Just last night this seemed to happen to me, and the only way I was able to get the ‘BOINC Work Units‘ to run again, that were supposed to use OpenCL, was actually to reboot the computer.
I had already noticed this under Windows 7, but it was a bit more surprising to find this happening under Linux. And yet, it seems logical. The arrangements complex, GPU-aware apps make on the graphics card are complex arrangements, and I see little way to guarantee, that the kernel will always be able to clean them up, even if the application crashes badly.
(Edit : )
Using Windows 7, I had already learned, that it’s usually a mistake (which I had made last night), to restart my ‘BOINC Client’, when there are GPU Work Units loaded. Well under Linux, this still seems to be a mistake.
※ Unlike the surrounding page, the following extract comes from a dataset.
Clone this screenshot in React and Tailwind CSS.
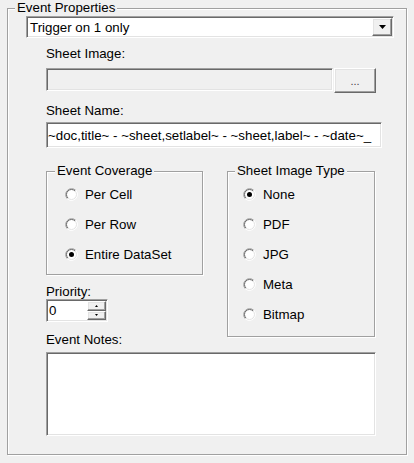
import React, { useState } from "react";

const sunken =
  "border border-t-[#a0a0a0] border-l-[#a0a0a0] border-r-white border-b-white shadow-[inset_1px_1px_0_#696969,inset_-1px_-1px_0_#e3e3e3]";
const raised =
  "border border-t-white border-l-white border-r-[#696969] border-b-[#696969] shadow-[inset_-1px_-1px_0_#a0a0a0,inset_1px_1px_0_#e3e3e3] bg-[#f0f0f0]";

function Group({ title, legendLeft, className, children }) {
  return (
    <div className={`relative border border-[#a0a0a0] shadow-[inset_1px_1px_0_#fff,1px_1px_0_#fff] ${className}`}>
      <span className={`absolute top-[-9px] ${legendLeft} bg-[#f0f0f0] px-[2px] leading-[15px]`}>{title}</span>
      {children}
    </div>
  );
}

function Radio({ label, checked, onClick }) {
  return (
    <button type="button" onClick={onClick} className="flex h-[30px] items-center gap-[7px] text-left">
      <svg width="13" height="13" viewBox="0 0 13 13" className="shrink-0">
        <circle cx="6.5" cy="6.5" r="6" fill="#fff" />
        <path d="M2.26 10.74A6 6 0 0 1 10.74 2.26" stroke="#a0a0a0" fill="none" />
        <path d="M2.26 10.74A6 6 0 0 0 10.74 2.26" stroke="#ffffff" fill="none" />
        <path d="M2.96 10.04A5 5 0 0 1 10.04 2.96" stroke="#696969" fill="none" />
        <path d="M2.96 10.04A5 5 0 0 0 10.04 2.96" stroke="#e3e3e3" fill="none" />
        {checked && <circle cx="6.5" cy="6.5" r="2.5" fill="#000" />}
      </svg>
      <span className="leading-[15px]">{label}</span>
    </button>
  );
}

export default function App() {
  const [coverage, setCoverage] = useState("Entire DataSet");
  const [imgType, setImgType] = useState("None");

  return (
    <div
      className="h-[463px] w-[414px] overflow-hidden bg-[#f0f0f0] pt-[8px] pl-[7px] text-[13.3px] text-black"
      style={{ fontFamily: '"Liberation Sans", Arial, sans-serif' }}
    >
      <Group title="Event Properties" legendLeft="left-[7px]" className="h-[447px] w-[400px]">
        {/* trigger dropdown */}
        <div className={`ml-[18px] mt-[7px] flex h-[22px] w-[368px] bg-white p-[1px] ${sunken}`}>
          <div className="flex flex-1 items-center pl-[2px] leading-[15px]">Trigger on 1 only</div>
          <div className={`flex w-[20px] items-center justify-center ${raised}`}>
            <svg width="7" height="4" viewBox="0 0 7 4">
              <path d="M0 0H7L3.5 4Z" fill="#000" />
            </svg>
          </div>
        </div>

        <div className="ml-[38px]">
          <div className="mt-[8px] leading-[15px]">Sheet Image:</div>
          <div className="mt-[7px] flex items-start">
            <input
              readOnly
              disabled
              className={`h-[23px] w-[287px] bg-[#f0f0f0] px-[2px] outline-none ${sunken}`}
            />
            <button type="button" className={`ml-[1px] flex h-[25px] w-[42px] items-end justify-center pb-[5px] text-[11px] leading-[11px] text-[#444] ${raised}`}>
              ...
            </button>
          </div>

          <div className="mt-[10px] leading-[15px]">Sheet Name:</div>
          <input
            readOnly
            value="~doc,title~ - ~sheet,setlabel~ - ~sheet,label~ - ~date~_"
            className={`mt-[4px] block h-[26px] w-[336px] bg-white pl-[1px] pr-0 outline-none ${sunken}`}
          />

          <div className="mt-[23px] flex items-start">
            <div className="w-[157px]">
              <Group title="Event Coverage" legendLeft="left-[8px]" className="h-[104px]">
                <div className="flex flex-col pl-[18px] pt-[7px]">
                  {["Per Cell", "Per Row", "Entire DataSet"].map((o) => (
                    <Radio key={o} label={o} checked={coverage === o} onClick={() => setCoverage(o)} />
                  ))}
                </div>
              </Group>

              <div className="mt-[9px] leading-[15px]">Priority:</div>
              <div className={`flex h-[23px] w-[62px] bg-white p-[1px] ${sunken}`}>
                <div className="flex flex-1 items-center pl-[1px] leading-[15px]">0</div>
                <div className="flex w-[19px] flex-col">
                  <div className={`flex flex-1 items-center justify-center ${raised}`}>
                    <svg width="3" height="2" viewBox="0 0 3 2">
                      <path d="M1.5 0L3 2H0Z" fill="#000" />
                    </svg>
                  </div>
                  <div className={`flex flex-1 items-center justify-center ${raised}`}>
                    <svg width="3" height="2" viewBox="0 0 3 2">
                      <path d="M0 0H3L1.5 2Z" fill="#000" />
                    </svg>
                  </div>
                </div>
              </div>

              <div className="mt-[10px] leading-[15px]">Event Notes:</div>
            </div>

            <Group title="Sheet Image Type" legendLeft="left-[7px]" className="ml-[24px] h-[166px] w-[148px]">
              <div className="flex flex-col pl-[15px] pt-[7px]">
                {["None", "PDF", "JPG", "Meta", "Bitmap"].map((o) => (
                  <Radio key={o} label={o} checked={imgType === o} onClick={() => setImgType(o)} />
                ))}
              </div>
            </Group>
          </div>

          <textarea
            readOnly
            className={`mt-[5px] block h-[84px] w-[330px] resize-none bg-white outline-none ${sunken}`}
          />
        </div>
      </Group>
    </div>
  );
}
Separately, the question could be asked, whether the ideal is achievable, that the kernel and graphics driver will clean up graphics memory, that was used by applications, which shut down improperly. And I would think Yes, If the applications are using a specific, constrained API, such as OpenGL, which does get used for graphics. But as soon as the API becomes ‘OpenCL’ or ‘CUDA’, I don’t see that this ideal will be achievable.